# 80's Rockhopper vs Stumpjumper frames



## El Sapo Rojo (Feb 24, 2011)

88 Rockhopper Comp and the base 88 Stumpjumper have almost identical components. I'm curious about the differences between the frames and forks. They are both listed as Cro-Mo DB. I can't see much difference between my blue/white Rockhopper and the red/white stumpjumper. 

Does anyone have additional info?


----------



## Retro Dude (Jun 7, 2010)

Here's a scan from the early mountain bike bible, Mountain Bike Specialist, 1988 catalog describing the frames you mention. The descriptions & specs are the same, but it doesn't say they are, in fact, the same frame.

Hope this helps.


----------



## El Sapo Rojo (Feb 24, 2011)

Nice info Dude! Thanks.

I bet it's the same exact frame and fork on both bikes. Am I right? Just more sizes avalible in the stumpy.

I'm going to powder coat my umm.... stumphopper err... rockjumper. Now I wonder if I should go red/white, make it worth at least $50? more on CL.

Are the original stumpy decals available anywhere?


----------



## Jak0zilla (May 16, 2010)

I was wrenching in a Specialized dealer that year, for what it's worth they always seemed like the same frame to me. (Not exactly conclusive I know ...)

It was comical at times watching people decide between the better parts on the Stumpy, and the not-unacceptable color combination on the Rockhopper. More often than not aesthetics won out, and several potential Stumpjumper buyers rode out on Rockhoppers because they didn't like the "easter basket" color palette.


----------



## dundundata (May 15, 2009)

pink and green now that is pimp


----------



## El Sapo Rojo (Feb 24, 2011)

Jak0zilla said:


> I was wrenching in a Specialized dealer that year, for what it's worth they always seemed like the same frame to me. (Not exactly conclusive I know ...)
> 
> It was comical at times watching people decide between the better parts on the Stumpy, and the not-unacceptable color combination on the Rockhopper. More often than not aesthetics won out, and several potential Stumpjumper buyers rode out on Rockhoppers because they didn't like the "easter basket" color palette.


Jak0zilla,

How do those frames rate in your opinion? Is it worth the $150 for new paint or should I leave it alone and spend my money for a upgrade frame/fork. I like the rigid frame and fork. Any recomendations?


----------



## Jak0zilla (May 16, 2010)

IMHO, they're ok. It's certainly a nice sturdy rideable frame. Nothing to sneeze at. I'm not sure I'd spend that much to paint one unless I was sure that I like the ride. 

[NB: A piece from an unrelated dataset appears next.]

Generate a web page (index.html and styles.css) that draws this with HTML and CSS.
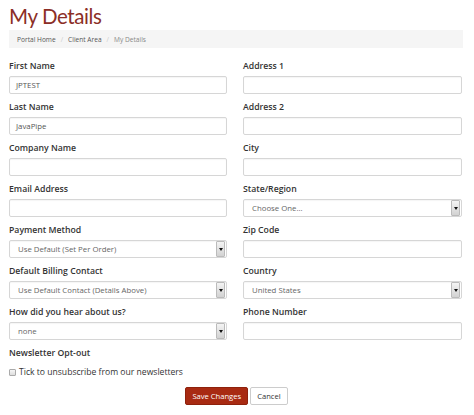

If it was me, I'd give it a rattle-can job and let it earn a nice paint job by proving itself for a couple of hundred miles. 

That said, it's not unreasonable to fix it up if you like it.


----------



## girlonbike (Apr 24, 2008)

Lame to plaster some stumpjumper decals on a rockhopper.


----------



## Jak0zilla (May 16, 2010)

Was that the plan? I agree if so. If it was me, i'd just have it decalled to say "Specialized", if even that, were I to pay for a pro respray.

But, it is not my bike ... so who cares what I say?

If you want an 80's Stumpjumper, just watch your local CL. There were a lot of those made, I'd bet you can pick one up (eventually) for what you're willing to pay to repaint this one. If you're obsessive-compulsive enough about searching you will find what you want for what you're willing to pay.


----------



## El Sapo Rojo (Feb 24, 2011)

Very true, I got my blue/white 88 rockhopper comp on CL. I'm in the Bay Area and I was negotiating with a guy for a red/white 88 stumpy. It was in mint condition and like you pointed out, I just prefered the red and white color. 

I was lucky. No offense intended, but some people can't negotiate. I offered the guy full price and he had to think about it before he gave me an answer. This was a seller in the northeast part of the country. In the mean time I continue shopping and find a bike locally for 1/3 what I offered on the stumpy. Now I find out that the bikes are identical except for the color and name?

Priceless!


----------



## outside! (Mar 15, 2006)

My first MTB was the red/white 88 Stumpy. Other than the evil chainstay mounted u-break and the too short for me top tube, it was OK.


----------



## Boy named SSue (Jan 7, 2004)

dundundata said:


> pink and green now that is pimp


We called them 'pepto and prell' back then. Actually not all of them, just the one belonging to a friend of ours.


----------



## El Sapo Rojo (Feb 24, 2011)

outside! said:


> My first MTB was the red/white 88 Stumpy. Other than the evil chainstay mounted u-break and the too short for me top tube, it was OK.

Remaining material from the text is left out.